There is one manufacturing business in which digital technology has certainly boosted the reported rate of productivity growth: the computer industry itself. The most startling fact about the apparent productivity revival, rarely mentioned by Greenspan and other optimists, is the extent to which it has been concentrated in firms that produce information technology, rather than in firms that use information technology. Between 1995 and 1997, for example, workers at computer manufacturers, such as Dell and Compaq, raised their productivity at an annual rate of 41.3 per cent. Workers at firms that make electronic components and accessory such as Cisco Systems, increased their productivity by 23.3 per cent a year.

The computer sector, which includes computers, peripherals, and software, generates about a thirtieth of the gross domestic product, but it has accounted for roughly a third of economy-wide productivity growth in recent years, according to Michael Harper, an economist at the Bureau of Labor Statistics. Some mischievous economists go further than Harper and attribute virtually all productivity revival to the computer industry. Robert J. Gordon, of Northwestern University, reckons that, after allowing for the effects of the economic cycle, almost nine-tenths of the economy has seen no increase in multifactor-productivity growth since 1995. Other economists have challenged how Gordon arrived at this conclusion, but his main point stands: productivity growth has been heavily based in the technology sector.

In view of this, it is surprising that more attention hasn't been paid to the unusual way in which the government values the output of the computer industry, and the impact this has on productivity statistics. In 1999, final sales of computers came to $92.5 billion. This is a straightforward figure--firms, households, and government departments paid this much money for computers. But the Commerce Department didn't use $92.5 billion when it was reporting real G.D.P.; it used $245.9 billion. As a result, final sales of computers increased by 47.2 per cent over the previous year instead of 6.3 per cent. The difference arose because of a controversial statistical technique, "hedonic pricing," which adjusted the raw dollar figure for the fact that computers are constantly improving in power and quality.

The details of hedonic pricing are complicated, but the idea behind it isn't: quality improvements are worth something even if they aren't reflected in a good's price, so they should be included in the official statistics. Consider, for example, the workers at Compaq whose job is to assemble a typical two-thousand dollar personal computer. Five years ago, such a computer might have featured a central processing chip running at a hundred megahertz, with a one-gigabyte hard drive. Today, a typical two-thousand dollar computer could well have a processor running at eight hundred megahertz, with a twenty-gigabyte hard drive. The statisticians at the Commerce Department argue that Compaq's workers are creating more value in the new computer, even though its price is the same as the old one. To allow for this, they increase the value of the new computer in the real G.D.P. (A similar method is used to adjust the output of the software industry upward.) This massaging makes the concept of "output" very slippery. It is as if the Commerce Department had decided that, because bread is more nourishing than it used to be, every two loaves the baker sells should be counted as three.

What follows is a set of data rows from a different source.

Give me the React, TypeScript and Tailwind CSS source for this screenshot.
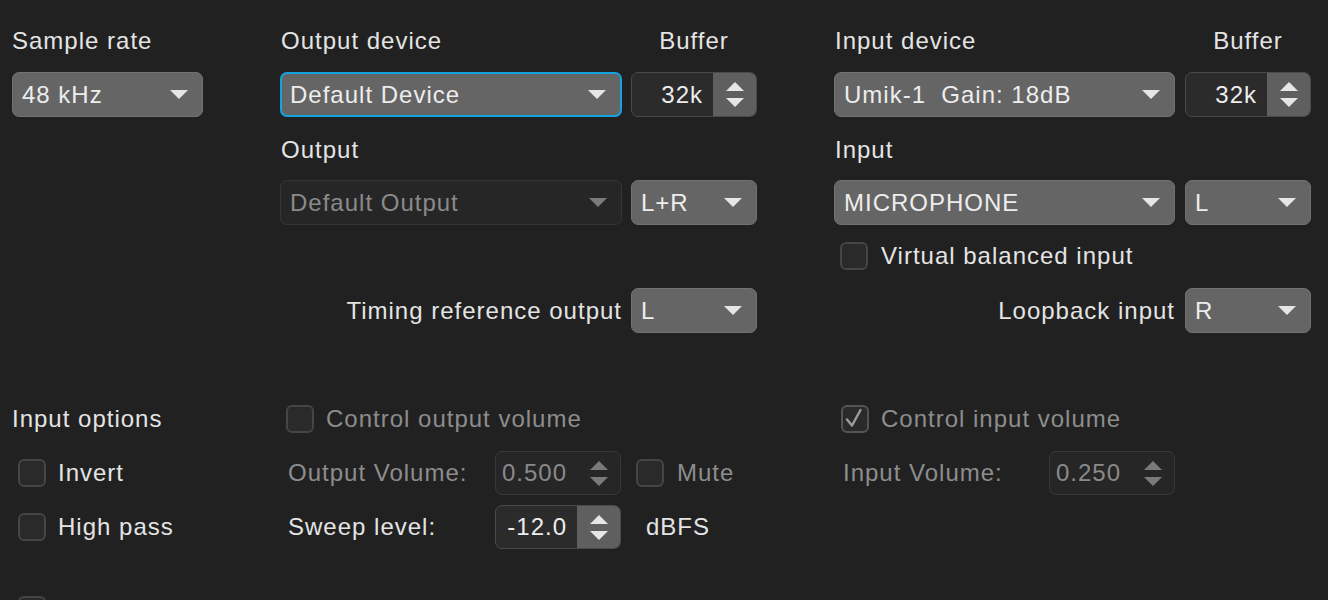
import React from "react";

const ARROW_ON = "#e6e6e6";
const ARROW_OFF = "#7a7a7a";

function Tri({ up, color }: { up?: boolean; color: string }) {
  return (
    <svg width="18" height="9" viewBox="0 0 18 9">
      <polygon points={up ? "9,0 18,9 0,9" : "0,0 18,0 9,9"} fill={color} />
    </svg>
  );
}

function Combo({
  value,
  width,
  focused,
  disabled,
}: {
  value: string;
  width: string;
  focused?: boolean;
  disabled?: boolean;
}) {
  let cls = "border bg-[#656565] border-[#727272] pl-[9px] text-[#ededed]";
  if (focused) cls = "border-2 bg-[#656565] border-[#15a2e0] pl-[8px] text-[#ededed]";
  if (disabled) cls = "border bg-[#262626] border-[#363636] pl-[9px] text-[#8a8a8a]";
  return (
    <div
      className={`${width} ${cls} h-[45px] rounded-[7px] pr-[14px] flex items-center justify-between shrink-0`}
    >
      <span className="whitespace-pre">{value}</span>
      <Tri color={disabled ? ARROW_OFF : ARROW_ON} />
    </div>
  );
}

function Spin({
  value,
  height,
  disabled,
}: {
  value: string;
  height: string;
  disabled?: boolean;
}) {
  return (
    <div
      className={`w-[126px] ${height} shrink-0 rounded-[7px] border overflow-hidden flex ${
        disabled ? "bg-[#262626] border-[#383838] text-[#8a8a8a]" : "bg-[#2b2b2b] border-[#4a4a4a] text-[#ededed]"
      }`}
    >
      <div className="flex-1 flex items-center justify-end pr-[10px]">{value}</div>
      <div
        className={`w-[43px] flex flex-col items-center justify-center gap-[7px] ${
          disabled ? "" : "bg-[#5f5f5f]"
        }`}
      >
        <Tri up color={disabled ? ARROW_OFF : ARROW_ON} />
        <Tri color={disabled ? ARROW_OFF : ARROW_ON} />
      </div>
    </div>
  );
}

function Check({ checked }: { checked?: boolean }) {
  return (
    <div
      className={`w-[28px] h-[28px] shrink-0 rounded-[6px] border-2 bg-[#2a2a2a] flex items-center justify-center ${
        checked ? "border-[#545454]" : "border-[#454545]"
      }`}
    >
      {checked && (
        <svg width="24" height="24" viewBox="0 0 24 24">
          <path
            d="M4 12.5 L9 18.5 L17.5 3"
            fill="none"
            stroke="#9c9c9c"
            strokeWidth="2.4"
            strokeLinecap="round"
            strokeLinejoin="round"
          />
        </svg>
      )}
    </div>
  );
}

export default function App() {
  return (
    <div className="min-h-screen w-full bg-[#212121] text-[#e4e4e4] font-['Liberation_Sans',Arial,sans-serif] text-[24px] leading-none tracking-[1px] pl-[12px] pt-[23px] overflow-hidden">
      {/* devices */}
      <div className="flex">
        <div className="w-[268px] flex flex-col">
          <div className="h-[36px] flex items-center">Sample rate</div>
          <div className="mt-[13px]">
            <Combo value="48 kHz" width="w-[191px]" />
          </div>
        </div>

        <div className="w-[477px] flex flex-col">
          <div className="h-[36px] flex items-center">
            <span className="flex-1 pl-[1px]">Output device</span>
            <span className="w-[126px] text-center">Buffer</span>
          </div>
          <div className="mt-[13px] flex gap-[9px]">
            <Combo value="Default Device" width="w-[342px]" focused />
            <Spin value="32k" height="h-[45px]" />
          </div>
          <div className="mt-[15px] h-[36px] flex items-center pl-[1px]">Output</div>
          <div className="mt-[12px] flex gap-[9px]">
            <Combo value="Default Output" width="w-[342px]" disabled />
            <Combo value="L+R" width="w-[126px]" />
          </div>
          <div className="mt-[63px] flex items-center justify-end gap-[9px]">
            <span>Timing reference output</span>
            <Combo value="L" width="w-[126px]" />
          </div>
        </div>

        <div className="ml-[77px] w-[477px] flex flex-col">
          <div className="h-[36px] flex items-center">
            <span className="flex-1 pl-[1px]">Input device</span>
            <span className="w-[126px] text-center">Buffer</span>
          </div>
          <div className="mt-[13px] flex gap-[10px]">
            <Combo value="Umik-1  Gain: 18dB" width="w-[341px]" />
            <Spin value="32k" height="h-[45px]" />
          </div>
          <div className="mt-[15px] h-[36px] flex items-center pl-[1px]">Input</div>
          <div className="mt-[12px] flex gap-[10px]">
            <Combo value="MICROPHONE" width="w-[341px]" />
            <Combo value="L" width="w-[126px]" />
          </div>
          <div className="mt-[17px] h-[27px] flex items-center gap-[13px] pl-[6px]">
            <Check />
            <span>Virtual balanced input</span>
          </div>
          <div className="mt-[19px] flex items-center justify-end gap-[10px]">
            <span>Loopback input</span>
            <Combo value="R" width="w-[126px]" />
          </div>
        </div>
      </div>

      {/* options */}
      <div className="mt-[58px] flex">
        <div className="w-[268px] flex flex-col">
          <div className="h-[55px] flex items-center">Input options</div>
          <div className="h-[54px] flex items-center gap-[12px] pl-[6px]">
            <Check />
            <span>Invert</span>
          </div>
          <div className="h-[54px] flex items-center gap-[12px] pl-[6px]">
            <Check />
            <span>High pass</span>
          </div>
          <div className="mt-[42px] pl-[6px]">
            <Check />
          </div>
        </div>

        <div className="w-[477px] flex flex-col">
          <div className="h-[55px] flex items-center gap-[12px] pl-[6px] text-[#8d8d8d]">
            <Check />
            <span>Control output volume</span>
          </div>
          <div className="h-[54px] flex items-center pl-[8px]">
            <span className="w-[207px] text-[#8d8d8d]">Output Volume:</span>
            <Spin value="0.500" height="h-[44px]" disabled />
            <div className="ml-[15px] flex items-center gap-[13px] text-[#8d8d8d]">
              <Check />
              <span>Mute</span>
            </div>
          </div>
          <div className="h-[54px] flex items-center pl-[8px]">
            <span className="w-[207px]">Sweep level:</span>
            <Spin value="-12.0" height="h-[44px]" />
            <span className="ml-[25px]">dBFS</span>
          </div>
        </div>

        <div className="ml-[77px] w-[477px] flex flex-col">
          <div className="h-[55px] flex items-center gap-[12px] pl-[7px] text-[#8d8d8d]">
            <Check checked />
            <span>Control input volume</span>
          </div>
          <div className="h-[54px] flex items-center pl-[9px]">
            <span className="w-[206px] text-[#8d8d8d]">Input Volume:</span>
            <Spin value="0.250" height="h-[44px]" disabled />
          </div>
        </div>
      </div>
    </div>
  );
}
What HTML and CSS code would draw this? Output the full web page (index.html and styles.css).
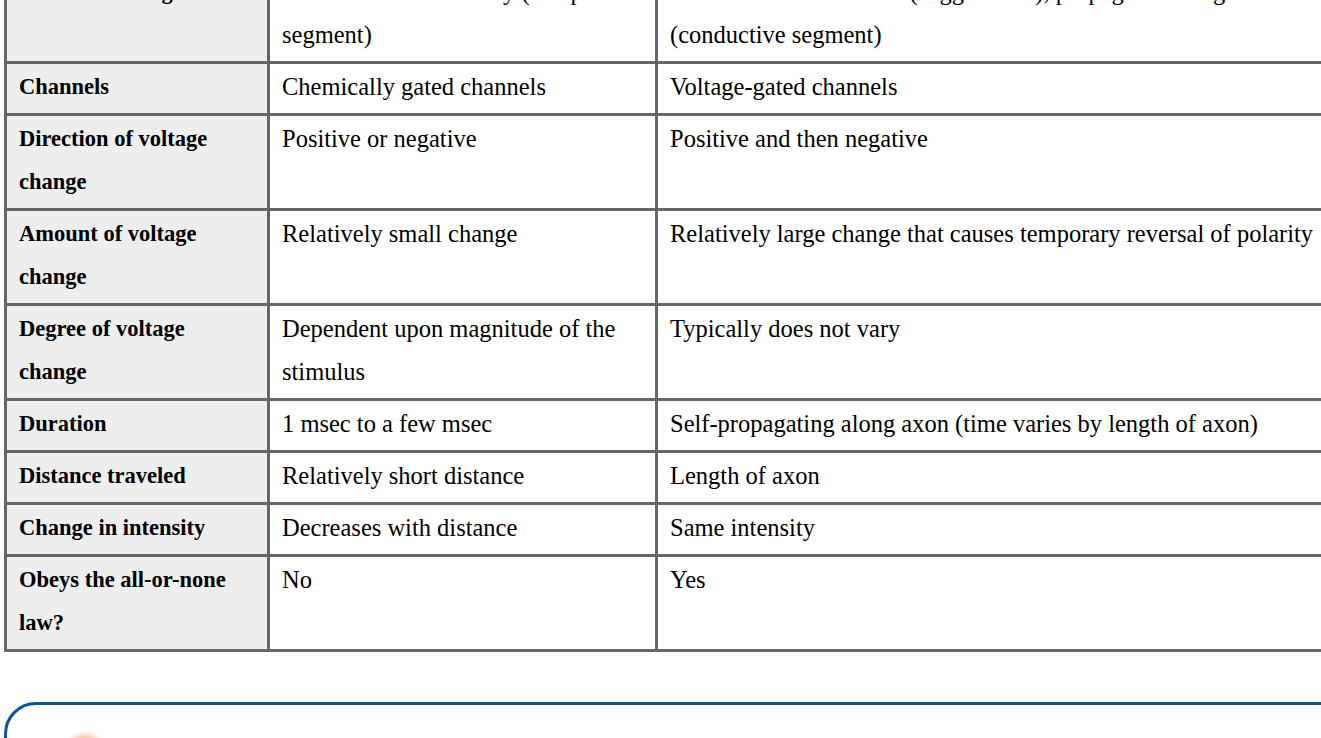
FILE: index.html
```html
<!DOCTYPE html>
<html lang="en">
<head>
<meta charset="utf-8">
<title>Graded potentials vs action potentials</title>
<link rel="stylesheet" href="styles.css">
</head>
<body>
<div class="page">
  <table class="compare">
    <colgroup>
      <col class="c1">
      <col class="c2">
      <col class="c3">
    </colgroup>
    <tbody>
      <tr>
        <th>Location of origin</th>
        <td>Dendrites and cell body (receptive segment)</td>
        <td>Initiated at axon hillock (trigger zone), propagated along the axon (conductive segment)</td>
      </tr>
      <tr>
        <th>Channels</th>
        <td>Chemically gated channels</td>
        <td>Voltage-gated channels</td>
      </tr>
      <tr>
        <th>Direction of voltage change</th>
        <td>Positive or negative</td>
        <td>Positive and then negative</td>
      </tr>
      <tr>
        <th>Amount of voltage change</th>
        <td>Relatively small change</td>
        <td>Relatively large change that causes temporary reversal of polarity</td>
      </tr>
      <tr>
        <th>Degree of voltage change</th>
        <td>Dependent upon magnitude of the stimulus</td>
        <td>Typically does not vary</td>
      </tr>
      <tr>
        <th>Duration</th>
        <td>1 msec to a few msec</td>
        <td>Self-propagating along axon (time varies by length of axon)</td>
      </tr>
      <tr>
        <th>Distance traveled</th>
        <td>Relatively short distance</td>
        <td>Length of axon</td>
      </tr>
      <tr>
        <th>Change in intensity</th>
        <td>Decreases with distance</td>
        <td>Same intensity</td>
      </tr>
      <tr>
        <th>Obeys the all-or-none law?</th>
        <td>No</td>
        <td>Yes</td>
      </tr>
    </tbody>
  </table>

  <div class="note">
    <div class="note-icon"></div>
  </div>
</div>
</body>
</html>
```

FILE: styles.css
```css
html, body {
  margin: 0;
  padding: 0;
  background: #ffffff;
  overflow: hidden;
}

body {
  font-family: "Liberation Serif", "Times New Roman", serif;
  color: #000000;
}

.page {
  width: 1360px;
  padding-left: 4px;
  margin-top: -34px;
}

.compare {
  border-collapse: collapse;
  table-layout: fixed;
  width: 1350px;
  border: 3px solid #666666;
  font-size: 24.5px;
  line-height: 43px;
}

.compare .c1 { width: 263px; }
.compare .c2 { width: 388px; }
.compare .c3 { width: 699px; }

.compare th,
.compare td {
  border: 3px solid #666666;
  padding: 1px 12px 5px;
  vertical-align: top;
  text-align: left;
}

.compare th {
  background: #eeeeee;
  font-weight: bold;
  font-size: 22.5px;
}

.note {
  margin-top: 50px;
  height: 120px;
  border: 3px solid #0b5394;
  border-radius: 32px;
  padding: 26px 0 0 56px;
}

.note-icon {
  width: 44px;
  height: 44px;
  border-radius: 50%;
  background: radial-gradient(circle, #f0a070 0%, #f6c4a4 45%, rgba(255,255,255,0) 72%);
}
```
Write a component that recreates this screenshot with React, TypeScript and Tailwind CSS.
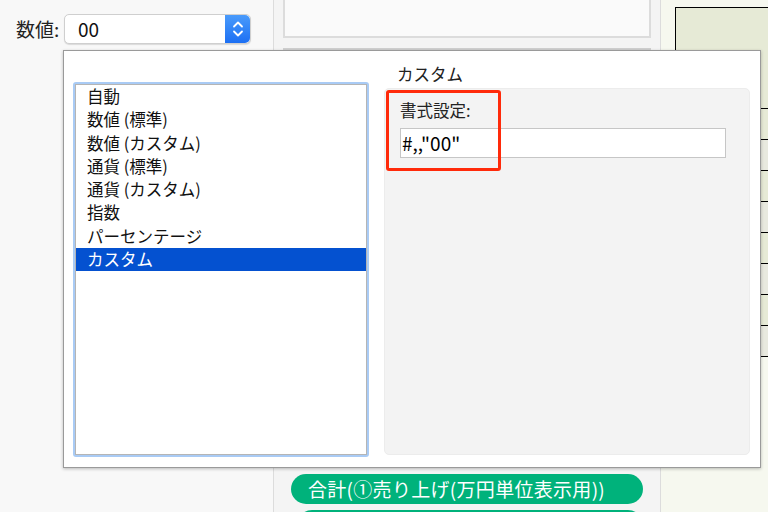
import React from 'react';

const formats = [
  '自動',
  '数値 (標準)',
  '数値 (カスタム)',
  '通貨 (標準)',
  '通貨 (カスタム)',
  '指数',
  'パーセンテージ',
  'カスタム',
];

function Stepper() {
  return (
    <div className="flex w-[25px] flex-col items-center justify-center rounded-r-[5px] bg-gradient-to-b from-[#4a9bfb] to-[#1c6ff3]">
      <svg width="12" height="20" viewBox="0 0 12 20" fill="none" stroke="white" strokeWidth="1.8" strokeLinecap="round" strokeLinejoin="round">
        <path d="M2 7.5 L6 3.5 L10 7.5" />
        <path d="M2 12.5 L6 16.5 L10 12.5" />
      </svg>
    </div>
  );
}

function FormatPopup() {
  return (
    <div className="absolute left-[63px] top-[50px] flex h-[418px] w-[698px] gap-[15px] border border-[#9a9a9a] bg-white pl-[9px] shadow-[0_1px_3px_rgba(0,0,0,0.25)]">
      <div className="mt-[31px] h-[375px] w-[296px] rounded-[3px] bg-[#a9cbf5] p-[2px]">
        <div className="h-full border border-[#b5b5b5] bg-white">
          {formats.map((f, i) => (
            <div
              key={f}
              className={
                i === formats.length - 1
                  ? 'h-[23.3px] bg-[#0451d0] pl-[11px] text-[16.5px] leading-[23.3px] text-white'
                  : 'h-[23.3px] pl-[11px] text-[16.5px] leading-[23.3px] text-[#111]'
              }
            >
              {f}
            </div>
          ))}
        </div>
      </div>

      <div className="flex w-[366px] flex-col">
        <div className="pl-[13px] pt-[11px] text-[16.5px] leading-[24px] text-[#222]">カスタム</div>
        <div className="relative mt-[2px] h-[367px] rounded-[5px] border border-[#ececec] bg-[#f3f3f3] pl-[15px] pt-[9px]">
          <div className="text-[16.5px] leading-[24px] text-[#222]">書式設定:</div>
          <div className="mt-[6px] flex h-[30px] w-[326px] items-center border border-[#c6c6c6] bg-white pl-[1px] text-[19px] text-black">
            #,,"00"
          </div>
          <div className="absolute left-[1px] top-[1px] h-[81px] w-[115px] rounded-[3px] border-[3.5px] border-[#ff2a0a]" />
        </div>
      </div>
    </div>
  );
}

export default function App() {
  const rows = ['bg-[#e6ead6]', 'bg-[#e8e9df]', 'bg-[#e6ead6]', 'bg-[#e8e9df]', 'bg-[#e6ead6]', 'bg-[#e8e9df]', 'bg-[#e6ead6]', 'bg-[#e8e9df]'];
  return (
    <div className="relative flex h-[512px] w-[768px] overflow-hidden font-['Noto_Sans_CJK_JP',sans-serif]">
      {/* left column */}
      <div className="w-[273px] shrink-0 bg-[#f8f8f8] pl-[16px] pt-[14px]">
        <div className="flex items-center">
          <span className="w-[48px] text-[19px] leading-[30px] text-[#222]">数値:</span>
          <div className="flex h-[30px] w-[187px] rounded-[5px] border border-[#cfcfcf] bg-white shadow-[0_1px_1px_rgba(0,0,0,0.12)]">
            <div className="flex-1 pl-[13px] text-[19px] leading-[28px] text-[#111]">00</div>
            <Stepper />
          </div>
        </div>
      </div>

      {/* middle column */}
      <div className="flex w-[388px] shrink-0 flex-col border-x border-[#dcdcdc] bg-[#f4f4f4] px-[9px]">
        <div className="h-[38px] shrink-0 border-x-2 border-b-2 border-[#dcdcdc] bg-[#fafafa]" />
        <div className="mt-[10px] h-[418px] shrink-0 border-x-2 border-t-2 border-[#d0d0d0] bg-[#fafafa]" />
        <div className="mt-[8px] flex shrink-0 flex-col gap-[6px] px-[8px]">
          <div className="flex h-[30px] items-center rounded-full bg-[#00b27b] pl-[17px] text-[19px] tracking-[0.3px] text-white">
            合計(①売り上げ(万円単位表示用))
          </div>
          <div className="ml-[6px] h-[30px] rounded-full bg-[#00b27b]" />
        </div>
      </div>

      {/* right column */}
      <div className="flex-1 bg-[#f6f8ef] pl-[14px] pt-[7px]">
        <div className="border-l border-t border-black">
          <div className="h-[100px] bg-[#e6ead6]" />
          {rows.map((r, i) => (
            <div key={i} className={`h-[31px] border-t border-black ${r}`} />
          ))}
          <div className="border-t border-black" />
        </div>
      </div>

      <FormatPopup />
    </div>
  );
}
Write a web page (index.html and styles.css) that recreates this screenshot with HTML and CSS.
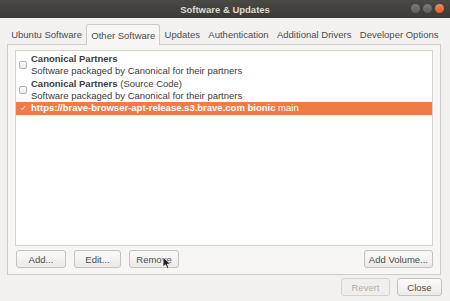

It isn't easy to ted how much impact hedonic pricing has on the over-all productivity statistics--Gene Epstein, of Barron's, and James Grant, of Grant's Interest Rate Observer, have been arguing about this for months--but, in a debate that hangs on one or two percentage points, the question isn't immaterial. Between 1995 and 1999, the high-technology sector accounted for about a quarter of the annual growth in G.D.P. (0.9 per cent of 3.8 per cent), according to J. Steven Landefeld, the director of the Commerce Department's Bureau of Economic Analysis. If a third of this contribution is attributable to hedonic pricing, which Landefeld says is a reasonable guess, hedonic pricing has boosted productivity growth by about 0.4 per cent a year, or about a seventh of the total.

It is also worth noting that other industrialized countries, such as Germany and Britain, don't use hedonic pricing for computers, and this is one reason that their economies appear to lag behind the United States' economy. The Bundesbank, Germany's central bank, recently recalculated German spending on information technology since 1991 using American methods. The old calculations showed spending growing by a niggardly six per cent a year. When the bank used hedonic pricing, the figure leaped to twenty-seven and a half per cent a year. Britain's Office for National Statistics carried out a similar exercise and found a similar result: introducing hedonic pricing for computers appeared to triple the growth rate of the British manufacturing industry during the past four years.

Carlyle, when he coined the term "dismal science," in the mid-nineteenth century, wasn't making a pejorative statement; he was merely reflecting the chronic pessimism of classical economists such as Thomas Malthus. The current boom has turned many of Malthus's successors into optimists, which is hardly surprising, given that virtually every economic indicator is at or near record levels. But, in the end, numbers, however detailed, can tell us only so much. If the economy were vastly more productive than it used to be, we would be able to tell simply by looking around. Fewer worker hours would be needed to produce the goods and services--from cars to jeans to haircuts--that make up the G.D.P., so most people would have more time on their hands. This is the future that Keynes, an economist who wasn't dismal in any sense, wrote about seventy years ago in his famous essay "The Economic Possibilities for Our Grandchildren." In Keynes's vision, technological progress would have advanced to such an extent that ordinary folk would be able to spend most of their time at leisure, reading books and cultivating their interest in the arts. (The Cambridge don, who married a Russian ballet dancer and spent his own spare time re-reading the Greek classics, had a quaint view of humanity, it must be said.) Instead, more people are working than ever before, and they are working longer hours, or so it seems.

In January of 1990, roughly a hundred and nineteen million people were working (legally) in the American economy. By October of this year, the number had risen to about a hundred and thirty-five million, Some of the sixteen million new workers are recent immigrants and youngsters, but many of them are people who used to be outside the labor force, such as retirees, disabled individuals, and former welfare recipients who had given up on trying to get jobs. About nine million of the new workers are women. More working-age women are employed than ever before--57.7 per cent of them, compared with 54.6 per cent a decade ago.

These statistics bear thinking about. Alan Greenspan, were he to present an accurate picture of the current boom, would have to add the advent of child care to the invention of the transistor as a major precipitating factor. The image of a tired woman rushing home from work to cook for her kids is not the one most people call to mind when they think about twenty-first-century capitalism, but it is just as much a part of the New Economy as any productivity miracle.